Ed è il motivo per il quale Agcom (a mezzo degli emendamenti proposti ed approvati recentemente nel decreto Obnibus) ha obbligato i provider VPN e DNS ad adeguarsi alla legge antipirateria ed affiliarsi alla piattaforma Piracy Shield. Evidentemente un obbligo che non è rispettato in virtù di opposizioni e motivazioni tecniche e di “mission” aziendali.

Far leva sul timore di dover pagare una sanzione se uso un servizio illegale ha giustificate e condivise motivazioni, ma utilizzare il terrore per coprire i buchi che il sistema sta creando sembra, perlomeno, poco professionale ed un pò generalista.
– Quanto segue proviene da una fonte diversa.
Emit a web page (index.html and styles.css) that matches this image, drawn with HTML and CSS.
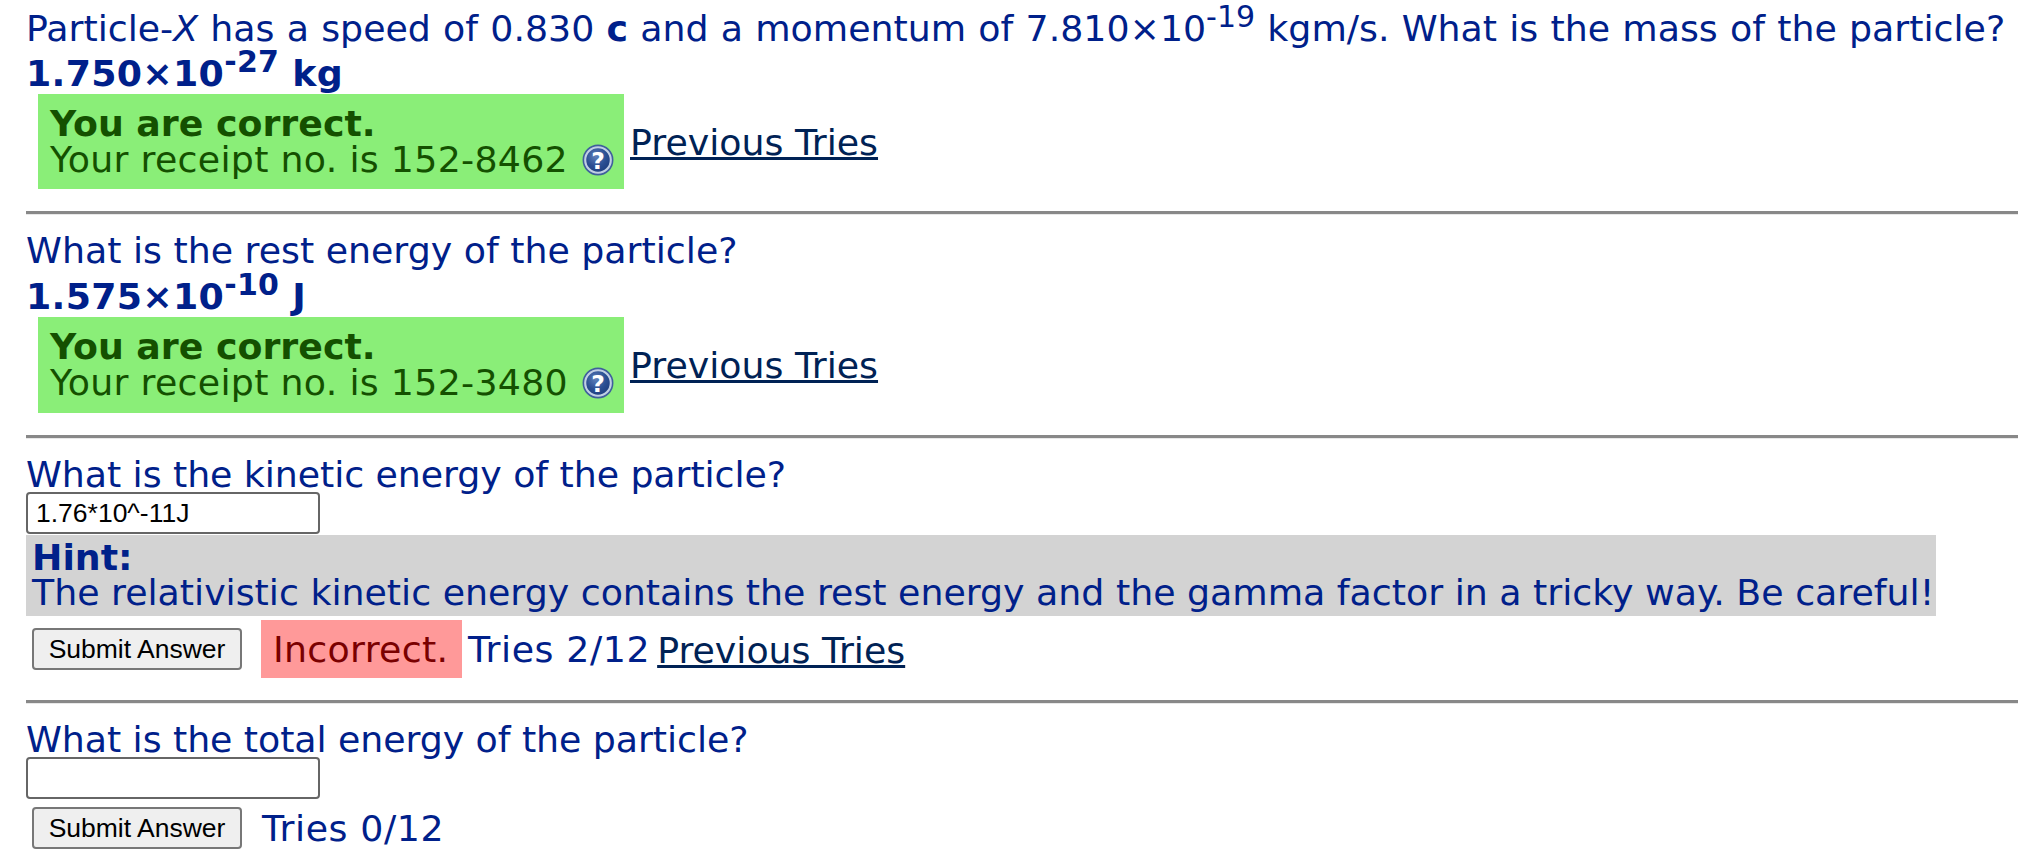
FILE: index.html
```html
<!DOCTYPE html>
<html lang="en">
<head>
  <meta charset="UTF-8">
  <title>Particle-X</title>
  <link rel="stylesheet" href="styles.css">
</head>
<body>
  <!-- mass -->
  <section class="part part-first">
    <div class="question question-long">Particle-<i>X</i> has a speed of 0.830 <b>c</b> and a momentum of 7.810×10<sup>-19</sup> kgm/s. What is the mass of the particle?</div>
    <div class="answer">1.750×10<sup>-27</sup> kg</div>
    <div class="result-row">
      <div class="correct">
        <b>You are correct.</b><br>
        <span class="receipt">Your receipt no. is 152-8462</span>
        <svg class="help" viewBox="0 0 30 30"><use href="#help-icon"></use></svg>
      </div>
      <a href="#" class="tries-link">Previous Tries</a>
    </div>
  </section>
  <hr>

  <!-- rest energy -->
  <section class="part part-rest">
    <div class="question">What is the rest energy of the particle?</div>
    <div class="answer">1.575×10<sup>-10</sup> J</div>
    <div class="result-row">
      <div class="correct">
        <b>You are correct.</b><br>
        <span class="receipt">Your receipt no. is 152-3480</span>
        <svg class="help" viewBox="0 0 30 30"><use href="#help-icon"></use></svg>
      </div>
      <a href="#" class="tries-link">Previous Tries</a>
    </div>
  </section>
  <hr>

  <!-- kinetic energy -->
  <section class="part">
    <div class="question question-tight">What is the kinetic energy of the particle?</div>
    <input class="answer-input" type="text" value="1.76*10^-11J">
    <div class="hint">
      <b class="hint-title">Hint:</b><br>
      The relativistic kinetic energy contains the rest energy and the gamma factor in a tricky way. Be careful!
    </div>
    <div class="submit-row">
      <button class="submit">Submit Answer</button>
      <span class="incorrect">Incorrect.</span>
      <span class="tries">Tries 2/12</span>
      <a href="#" class="tries-link">Previous Tries</a>
    </div>
  </section>
  <hr>

  <!-- total energy -->
  <section class="part">
    <div class="question question-tight">What is the total energy of the particle?</div>
    <input class="answer-input" type="text">
    <div class="submit-row submit-row-last">
      <button class="submit">Submit Answer</button>
      <span class="tries">Tries 0/12</span>
    </div>
  </section>

  <svg width="0" height="0" class="defs">
    <defs>
      <radialGradient id="help-fill" cx="42%" cy="35%" r="65%">
        <stop offset="0" stop-color="#5f82bb"/>
        <stop offset="0.6" stop-color="#2b4f93"/>
        <stop offset="1" stop-color="#1f3f80"/>
      </radialGradient>
      <g id="help-icon">
        <circle cx="15" cy="15" r="14.5" fill="#3f5f9c"/>
        <circle cx="15" cy="15" r="12" fill="url(#help-fill)" stroke="#c0cfe4" stroke-width="2"/>
        <text x="15" y="23" text-anchor="middle" class="help-mark">?</text>
      </g>
    </defs>
  </svg>
</body>
</html>
```

FILE: styles.css
```css
body {
  margin: 0;
  padding: 0 0 0 26px;
  background-color: white;
  color: #00208a;
  font-family: 'DejaVu Sans', Verdana, sans-serif;
  font-size: 36.3px;
  line-height: 36px;
  overflow: hidden;
}

hr {
  margin: 0;
  height: 3px;
  border: none;
  background-color: #888;
  border-bottom: 1px solid #e8e8e8;
}

sup {
  font-size: 30px;
  line-height: 0;
  vertical-align: 14px;
}

.part {
  padding-top: 18px;
  padding-bottom: 22px;
}
.part-first {
  padding-top: 11px;
}
.part-rest {
  padding-bottom: 22px;
}
.part-rest .correct {
  height: 96px;
}

.question {
  line-height: 35px;
}
.question-long {
  word-spacing: 0.7px;
}
.question-tight {
  letter-spacing: -0.06px;
}

.answer {
  margin-top: 10px;
  font-weight: bold;
  letter-spacing: 0.3px;
}
.part-rest .answer {
  margin-top: 11px;
}

.result-row {
  display: flex;
  align-items: center;
  margin-top: 2px;
  padding-left: 12px;
}

.correct {
  width: 586px;
  height: 95px;
  box-sizing: border-box;
  padding: 12px 0 0 12px;
  background-color: #8aee78;
  color: #145000;
}

.receipt {
  letter-spacing: 0.3px;
}

.help {
  width: 32px;
  height: 32px;
  vertical-align: -4px;
  margin-left: 2px;
}
.help-mark {
  fill: white;
  font-size: 22px;
  font-weight: bold;
}
.defs {
  position: absolute;
}

.tries-link {
  color: #002255;
  margin-left: 6px;
  padding-top: 2px;
}
.submit-row .tries-link {
  margin-left: 1px;
  padding-top: 3px;
}

.tries {
  letter-spacing: 0.6px;
  padding-top: 1px;
}

.answer-input {
  display: block;
  width: 294px;
  height: 42px;
  box-sizing: border-box;
  padding: 0 8px;
  border: 2px solid #666;
  border-radius: 4px;
  background: white;
  color: black;
  font-family: 'Liberation Sans', Arial, sans-serif;
  font-size: 26.5px;
}

.hint {
  width: 1910px;
  height: 81px;
  box-sizing: border-box;
  margin-top: 1px;
  padding: 4px 0 0 6px;
  background-color: #d3d3d3;
}
.hint-title {
  position: relative;
  top: 1px;
}

.submit-row {
  display: flex;
  align-items: center;
  gap: 6px;
  margin-top: 4px;
  padding-left: 6px;
}
.submit-row-last {
  margin-top: 8px;
  gap: 20px;
}

.submit {
  width: 210px;
  height: 42px;
  padding: 0;
  margin-right: 13px;
  border: 2px solid #777;
  border-radius: 4px;
  background-color: #efefef;
  color: black;
  font-family: 'Liberation Sans', Arial, sans-serif;
  font-size: 26.5px;
}
.submit-row-last .submit {
  margin-right: 0;
}

.incorrect {
  width: 201px;
  height: 58px;
  box-sizing: border-box;
  padding: 12px 0 0 12px;
  background-color: #ff9999;
  color: #7a0000;
  letter-spacing: 0.3px;
}
```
Ci si aspetta che in casi come questo ci siano dei veri colpevoli a fronte di prove certe e cerificate, che gli utilizzatori finali abbiano realmente pagato per usufruire di quel servizio pirata, con transazioni documentate e che soprattutto ci sia un procedimento finito e con relative condanne anzichè un procedimento di fatto ancora aperto e senza colpevoli individuati. Condannare su delle supposizioni o commisurare sanzioni “nel mucchio” ci pare un pò troppo superficiale per un Paese che si dichiara democratico.